Later in his career, Pancrate returned to France and signed with Nantes, where he spent time from 2011 to 2014. That period allowed him to reestablish some rhythm and finish on steadier ground. He was particularly effective in Ligue 2 and scored 10 goals in 68 appearances for the club.

It may not have been the glamorous ending imagined during his PSG years or during that exhilarating start at Newcastle, but it was respectable. More importantly, it showed resilience.

Why Pancrate’s Newcastle spell is still remembered

Pancrate’s time at Newcastle was brief, and in raw numbers it was not huge. But it remains a memorable episode because of how sharply it rose and fell.

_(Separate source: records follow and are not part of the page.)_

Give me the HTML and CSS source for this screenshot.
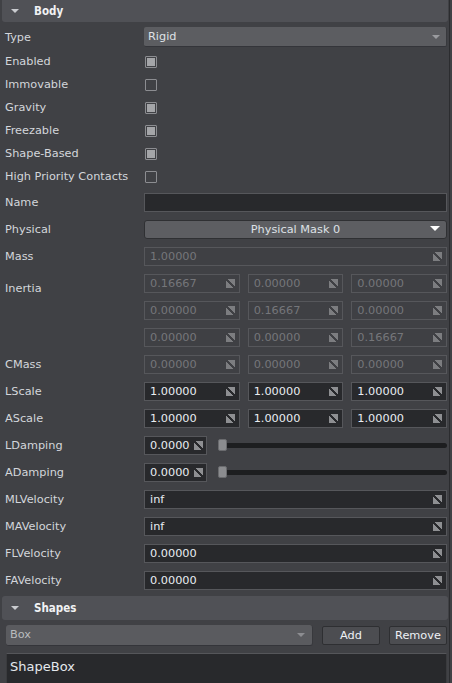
FILE: index.html
```html
<!DOCTYPE html>
<html>
<head>
<meta charset="utf-8">
<link rel="stylesheet" href="styles.css">
</head>
<body>
<div class="panel">
  <div class="section-header header-body"><span class="caret"></span>Body</div>

  <div class="row row-combo">
    <span class="label">Type</span>
    <div class="combo">Rigid<span class="combo-arrow"></span></div>
  </div>

  <div class="checks">
    <div class="row row-check"><span class="label">Enabled</span><span class="check on"></span></div>
    <div class="row row-check"><span class="label">Immovable</span><span class="check"></span></div>
    <div class="row row-check"><span class="label">Gravity</span><span class="check on"></span></div>
    <div class="row row-check"><span class="label">Freezable</span><span class="check on"></span></div>
    <div class="row row-check"><span class="label">Shape-Based</span><span class="check on"></span></div>
    <div class="row row-check"><span class="label">High Priority Contacts</span><span class="check"></span></div>
  </div>

  <div class="fields">
    <div class="row row-field"><span class="label">Name</span><div class="field edit"></div></div>
    <div class="row row-field"><span class="label">Physical</span><div class="dropbtn">Physical Mask 0<span class="white-arrow"></span></div></div>
    <div class="row row-field"><span class="label">Mass</span><div class="field disabled"><span class="val">1.00000</span><span class="spin"></span></div></div>
    <div class="row row-field"><span class="label label-low">Inertia</span>
      <div class="triple">
        <div class="field disabled"><span class="val">0.16667</span><span class="spin"></span></div>
        <div class="field disabled"><span class="val">0.00000</span><span class="spin"></span></div>
        <div class="field disabled"><span class="val">0.00000</span><span class="spin"></span></div>
      </div>
    </div>
    <div class="row row-field"><span class="label"></span>
      <div class="triple">
        <div class="field disabled"><span class="val">0.00000</span><span class="spin"></span></div>
        <div class="field disabled"><span class="val">0.16667</span><span class="spin"></span></div>
        <div class="field disabled"><span class="val">0.00000</span><span class="spin"></span></div>
      </div>
    </div>
    <div class="row row-field"><span class="label"></span>
      <div class="triple">
        <div class="field disabled"><span class="val">0.00000</span><span class="spin"></span></div>
        <div class="field disabled"><span class="val">0.00000</span><span class="spin"></span></div>
        <div class="field disabled"><span class="val">0.16667</span><span class="spin"></span></div>
      </div>
    </div>
    <div class="row row-field"><span class="label">CMass</span>
      <div class="triple">
        <div class="field disabled"><span class="val">0.00000</span><span class="spin"></span></div>
        <div class="field disabled"><span class="val">0.00000</span><span class="spin"></span></div>
        <div class="field disabled"><span class="val">0.00000</span><span class="spin"></span></div>
      </div>
    </div>
    <div class="row row-field"><span class="label">LScale</span>
      <div class="triple">
        <div class="field edit"><span class="val">1.00000</span><span class="spin"></span></div>
        <div class="field edit"><span class="val">1.00000</span><span class="spin"></span></div>
        <div class="field edit"><span class="val">1.00000</span><span class="spin"></span></div>
      </div>
    </div>
    <div class="row row-field"><span class="label">AScale</span>
      <div class="triple">
        <div class="field edit"><span class="val">1.00000</span><span class="spin"></span></div>
        <div class="field edit"><span class="val">1.00000</span><span class="spin"></span></div>
        <div class="field edit"><span class="val">1.00000</span><span class="spin"></span></div>
      </div>
    </div>
    <div class="row row-field"><span class="label">LDamping</span>
      <div class="damp">
        <div class="field edit small"><span class="val">0.0000</span><span class="spin"></span></div>
        <div class="slider"><span class="track"></span><span class="handle"></span></div>
      </div>
    </div>
    <div class="row row-field"><span class="label">ADamping</span>
      <div class="damp">
        <div class="field edit small"><span class="val">0.0000</span><span class="spin"></span></div>
        <div class="slider"><span class="track"></span><span class="handle"></span></div>
      </div>
    </div>
    <div class="row row-field"><span class="label">MLVelocity</span><div class="field edit"><span class="val">inf</span><span class="spin"></span></div></div>
    <div class="row row-field"><span class="label">MAVelocity</span><div class="field edit"><span class="val">inf</span><span class="spin"></span></div></div>
    <div class="row row-field"><span class="label">FLVelocity</span><div class="field edit"><span class="val">0.00000</span><span class="spin"></span></div></div>
    <div class="row row-field"><span class="label">FAVelocity</span><div class="field edit"><span class="val">0.00000</span><span class="spin"></span></div></div>
  </div>

  <div class="section-header header-shapes"><span class="caret"></span>Shapes</div>

  <div class="shape-bar">
    <div class="combo shape-combo">Box<span class="combo-arrow"></span></div>
    <div class="btn">Add</div>
    <div class="btn">Remove</div>
  </div>

  <div class="textarea">ShapeBox</div>
</div>
</body>
</html>
```

FILE: styles.css
```css
html, body {
  margin: 0;
  padding: 0;
  background: #404145;
  height: 100%;
  overflow: hidden;
}

.panel {
  width: 449px;
  height: 683px;
  border-right: 1px solid #2b2c2f;
  background: #404145;
  font-family: "DejaVu Sans", "Liberation Sans", sans-serif;
  font-size: 11.3px;
  color: #d3d6db;
  display: flex;
  flex-direction: column;
  overflow: hidden;
}

.section-header {
  margin-left: 2px;
  margin-right: 1px;
  background: #505156;
  border-radius: 0 0 3px 3px;
  display: flex;
  align-items: center;
  font-family: "DejaVu Sans Condensed", "DejaVu Sans", sans-serif;
  font-weight: bold;
  font-size: 11.5px;
  color: #f1f2f4;
  flex-shrink: 0;
}

.header-body {
  height: 22px;
}

.header-shapes {
  height: 24px;
  margin-top: 2px;
  border-radius: 3px;
}

.caret {
  width: 0;
  height: 0;
  border-left: 4px solid transparent;
  border-right: 4px solid transparent;
  border-top: 4px solid #c9cbcf;
  margin-left: 9px;
  margin-right: 15px;
}

.row {
  display: flex;
  align-items: center;
  padding-left: 5px;
  padding-right: 2px;
  flex-shrink: 0;
}

.label {
  width: 139px;
  flex-shrink: 0;
  white-space: nowrap;
}

.label-low {
  padding-top: 10px;
}

.row-combo {
  height: 22px;
  margin-top: 4px;
}

.combo {
  flex: 1;
  height: 20px;
  box-sizing: border-box;
  background: #5c5d61;
  border-radius: 2px;
  border-bottom: 1px solid #34353a;
  border-right: 1px solid #38393d;
  display: flex;
  align-items: center;
  padding-left: 4px;
  color: #dfe2e6;
  position: relative;
}

.combo-arrow {
  position: absolute;
  right: 6px;
  top: 8px;
  width: 0;
  height: 0;
  border-left: 4px solid transparent;
  border-right: 4px solid transparent;
  border-top: 4px solid #9a9b9f;
}

.checks {
  margin-top: 2px;
  display: flex;
  flex-direction: column;
}

.row-check {
  height: 23px;
}

.check {
  width: 12px;
  height: 12px;
  box-sizing: border-box;
  border: 1px solid #8c8d91;
  border-radius: 1px;
  margin-left: 1px;
  margin-top: 1px;
  background: #404145;
  position: relative;
}

.check.on::after {
  content: "";
  position: absolute;
  left: 1px;
  top: 1px;
  width: 8px;
  height: 8px;
  background: #a4a5a8;
}

.fields {
  margin-top: 1px;
  display: flex;
  flex-direction: column;
}

.row-field {
  height: 27px;
}

.field {
  flex: 1;
  height: 19px;
  box-sizing: border-box;
  border: 1px solid #56575b;
  display: flex;
  align-items: center;
  padding-left: 5px;
  padding-right: 4px;
  min-width: 0;
}

.field.edit {
  background: #28292c;
  color: #e9edf2;
}

.field.disabled {
  background: #3f4044;
  color: #75767a;
}

.val {
  flex: 1;
  white-space: nowrap;
}

.spin {
  width: 9px;
  height: 9px;
  flex-shrink: 0;
  background:
    linear-gradient(45deg, #8e8f92 0 40%, transparent 40% 60%, #8e8f92 60% 100%);
}

.field.disabled .spin {
  background:
    linear-gradient(45deg, #7c7d80 0 40%, transparent 40% 60%, #7c7d80 60% 100%);
}

.triple {
  flex: 1;
  display: grid;
  grid-template-columns: 1fr 1fr 1fr;
  column-gap: 8px;
}

.dropbtn {
  flex: 1;
  height: 19px;
  box-sizing: border-box;
  background: #5d5e62;
  border: 1px solid #2f3033;
  border-radius: 3px;
  display: flex;
  align-items: center;
  justify-content: center;
  color: #dde1e6;
  position: relative;
}

.white-arrow {
  position: absolute;
  right: 6px;
  top: 5px;
  width: 0;
  height: 0;
  border-left: 5px solid transparent;
  border-right: 5px solid transparent;
  border-top: 5px solid #ffffff;
}

.damp {
  flex: 1;
  display: flex;
  align-items: center;
}

.field.small {
  flex: 0 0 63px;
  padding-left: 5px;
  padding-right: 3px;
}

.slider {
  flex: 1;
  height: 19px;
  margin-left: 11px;
  position: relative;
  display: flex;
  align-items: center;
}

.track {
  flex: 1;
  height: 5px;
  background: #1d1e20;
  border-radius: 3px;
}

.handle {
  position: absolute;
  left: 0;
  top: 3px;
  width: 9px;
  height: 12px;
  background: #8b8c8f;
  border: 1px solid #6a6b6e;
  box-sizing: border-box;
  border-radius: 2px;
}

.shape-bar {
  display: flex;
  align-items: center;
  padding: 0 2px 0 6px;
  height: 22px;
  margin-top: 4px;
  flex-shrink: 0;
}

.shape-combo {
  flex: 0 0 307px;
  height: 21px;
  color: #b9bbbe;
  background: #5a5b5f;
  border-radius: 3px;
  padding-left: 4px;
  margin-right: 9px;
}

.shape-combo .combo-arrow {
  top: 8px;
  right: 7px;
  border-top-color: #8c8d91;
}

.btn {
  height: 19px;
  width: 58px;
  box-sizing: border-box;
  background: #4c4d51;
  border: 1px solid #2e2f32;
  border-radius: 2px;
  display: flex;
  align-items: center;
  justify-content: center;
  color: #eef1f5;
}

.btn + .btn {
  margin-left: 9px;
}

.textarea {
  margin: 7px 2px 0 6px;
  flex: 1;
  background: #28292c;
  border-top: 1px solid #55565a;
  border-left: 1px solid #3a3b3e;
  border-right: 1px solid #3a3b3e;
  font-size: 13px;
  color: #e4e8ed;
  padding: 5px 0 0 3px;
}
```
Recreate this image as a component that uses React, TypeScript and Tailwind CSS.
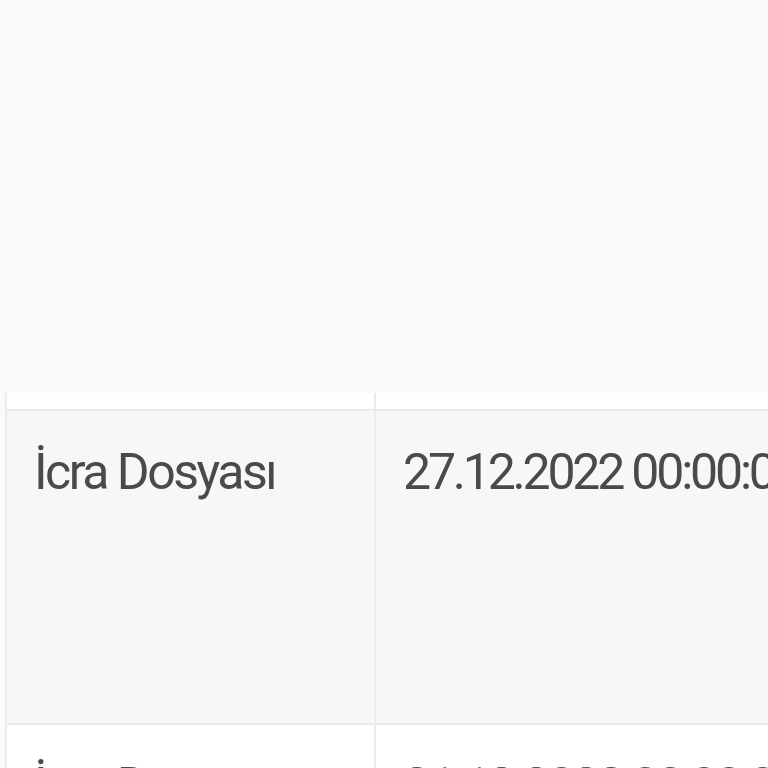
export default function App() {
  const rows = [
    { type: "", date: "", bg: "bg-white", h: "h-[18px]" },
    { type: "İcra Dosyası", date: "27.12.2022 00:00:00", bg: "bg-[#f7f7f7]", h: "h-[314px]" },
    { type: "İcra Dosyası", date: "21.12.2022 00:00:00", bg: "bg-white", h: "h-[314px]" },
  ];

  return (
    <div className="h-[768px] w-[768px] overflow-hidden bg-[#fafafa] font-['Roboto',sans-serif]">
      {/* boş üst alan */}
      <div className="h-[393px]" />

      {/* tablo */}
      <div className="ml-[5px] border-l-2 border-[#ececec]">
        {rows.map((r, i) => (
          <div
            key={i}
            className={`grid grid-cols-[369px_1fr] border-b-2 border-[#ebebeb] ${r.bg} ${r.h}`}
          >
            <div className="border-r-2 border-[#ececec] pl-[27px] pt-[31px] text-[50px] leading-[60px] tracking-[-2.5px] text-[#4a4a4a] whitespace-nowrap overflow-hidden">
              {r.type}
            </div>
            <div className="pl-[27px] pt-[31px] text-[50px] leading-[60px] tracking-[-3.2px] text-[#4a4a4a] whitespace-nowrap overflow-hidden">
              {r.date}
            </div>
          </div>
        ))}
      </div>
    </div>
  );
}
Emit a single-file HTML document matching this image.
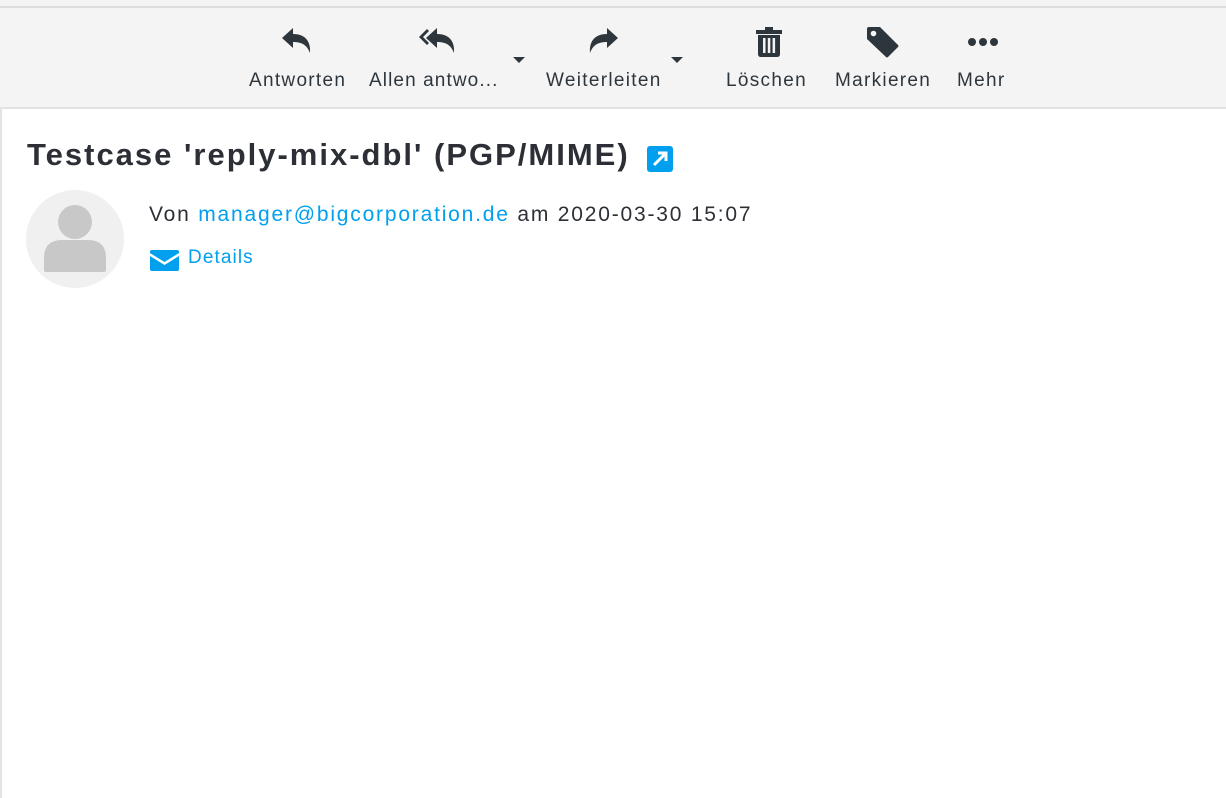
<!DOCTYPE html>
<html><head><style>
body{margin:0;width:1226px;height:798px;background:#fff;font-family:"Liberation Sans",sans-serif;position:relative;overflow:hidden}
.a{position:absolute;white-space:nowrap}
.top{left:0;top:0;width:1226px;height:6px;background:#f4f4f4;border-bottom:2px solid #ddd}
.tb{left:0;top:8px;width:1226px;height:99px;background:#f4f4f4;border-bottom:2px solid #dfe3e6}
.lbl{font-size:19px;color:#2e363d;top:70px;letter-spacing:1.3px}
.car{width:0;height:0;border-left:6px solid transparent;border-right:6px solid transparent;border-top:6px solid #2e363d;top:57px}
svg{position:absolute}
</style></head><body>
<div class="a top"></div>
<div class="a tb"></div>
<div class="a" style="left:0;top:108px;width:2px;height:690px;background:#e3e3e3"></div>

<svg style="left:280px;top:27px" width="34" height="30" viewBox="0 0 34 30"><path d="M2 11 L13 1 V7 C24 7 31 13 30 26 C27 18 22 15 13 15 V21 Z" fill="#2e363d"/></svg>
<div class="a lbl" style="left:249px">Antworten</div>

<svg style="left:418px;top:27px" width="40" height="30" viewBox="0 0 40 30"><path d="M1 10 L9 2 L11 4 L5 10 L11 16 L9 18 Z" fill="#2e363d"/><path d="M8 11 L19 1 V7 C30 7 37 13 36 26 C33 18 28 15 19 15 V21 Z" fill="#2e363d"/></svg>
<div class="a lbl" style="left:369px;letter-spacing:1.1px">Allen antwo...</div>
<div class="a car" style="left:513px"></div>

<svg style="left:586px;top:27px" width="34" height="30" viewBox="0 0 34 30"><path d="M32 11 L21 1 V7 C10 7 3 13 4 26 C7 18 12 15 21 15 V21 Z" fill="#2e363d"/></svg>
<div class="a lbl" style="left:546px">Weiterleiten</div>
<div class="a car" style="left:671px"></div>

<svg style="left:755px;top:26px" width="28" height="32" viewBox="0 0 28 32"><rect x="1" y="4" width="26" height="4" fill="#2e363d"/><rect x="10" y="1" width="8" height="4" fill="#2e363d"/><path d="M3 9 H25 V28 Q25 31 22 31 H6 Q3 31 3 28 Z" fill="#2e363d"/><rect x="8" y="12" width="2.5" height="15" fill="#f4f4f4"/><rect x="12.8" y="12" width="2.5" height="15" fill="#f4f4f4"/><rect x="17.6" y="12" width="2.5" height="15" fill="#f4f4f4"/></svg>
<div class="a lbl" style="left:726px">Löschen</div>

<svg style="left:866px;top:26px" width="34" height="32" viewBox="0 0 34 32"><path d="M1 3 Q1 1 3 1 H14 L32 19 Q33 20 32 21 L22 31 Q21 32 20 31 L1 13 Z" fill="#2e363d"/><circle cx="7.5" cy="7.5" r="2.8" fill="#f4f4f4"/></svg>
<div class="a lbl" style="left:835px">Markieren</div>

<svg style="left:967px;top:36px" width="32" height="12" viewBox="0 0 32 12"><circle cx="5" cy="6" r="4" fill="#2e363d"/><circle cx="16" cy="6" r="4" fill="#2e363d"/><circle cx="27" cy="6" r="4" fill="#2e363d"/></svg>
<div class="a lbl" style="left:957px">Mehr</div>

<div class="a" style="left:27px;top:137px;font-size:31px;font-weight:bold;color:#2c3036;letter-spacing:2px">Testcase 'reply-mix-dbl' (PGP/MIME)</div>
<svg style="left:647px;top:146px" width="26" height="26" viewBox="0 0 26 26"><rect width="26" height="26" rx="3" fill="#00a0ee"/><path d="M7 19 L18 8 M11 7 H19 V15" stroke="#fff" stroke-width="3" fill="none"/></svg>

<svg style="left:26px;top:190px" width="98" height="98" viewBox="0 0 98 98"><circle cx="49" cy="49" r="49" fill="#f0f0f0"/><circle cx="49" cy="32" r="17" fill="#c8c8c8"/><path d="M18 80 V68 Q18 50 36 50 H62 Q80 50 80 68 V80 Q80 82 78 82 H20 Q18 82 18 80 Z" fill="#c8c8c8"/></svg>

<div class="a" style="left:149px;top:203px;font-size:21px;color:#2c3036;letter-spacing:1.8px">Von <span style="color:#00a0ee">manager@bigcorporation.de</span> am 2020-03-30 15:07</div>
<svg style="left:150px;top:250px" width="29" height="21" viewBox="0 0 29 21"><path d="M0 2 Q0 0 2 0 H27 Q29 0 29 2 V3 L14.5 12 L0 3 Z" fill="#00a0ee"/><path d="M0 6 L14.5 15 L29 6 V19 Q29 21 27 21 H2 Q0 21 0 19 Z" fill="#00a0ee"/></svg>
<div class="a" style="left:188px;top:247px;font-size:19px;color:#00a0ee;letter-spacing:1.1px">Details</div>
</body></html>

There was the appeal of the club itself, one of England’s most emotional football institutions. There was the stunning early goal that made supporters sit up. There was the shared sense that a player from the outskirts of Paris had finally arrived at the English adventure he had wanted.

And then there was the abrupt ending, with promotion secured but no place reserved for him in the top flight.

For some players, disappointment comes through failure on the pitch. Pancrate’s was different. He had the feeling of being close enough to touch the next level, only to watch it move away because the club’s plans changed.

That is often the cruelest version of football: not when the dream is impossible, but when it seems to be happening and still disappears.

A career of fulfilled ambitions — and one painful near miss

Looking back, Pancrate still achieved plenty. He played for PSG, the club he wanted as a young player. He experienced English football at a famous stadium with one of the country’s loudest fanbases. He scored memorable goals and built a respectable professional career across France, England, and Greece.

But his Newcastle spell remains the chapter colored most by what might have been.

For one moment, he had everything lined up: a big club, a promotion push, a connection with supporters, and the possibility of reaching the Premier League. Instead of becoming the beginning of a new phase, it became one of the game’s familiar hard lessons.

Pancrate got the move he dreamed about. He just did not get the ending he wanted.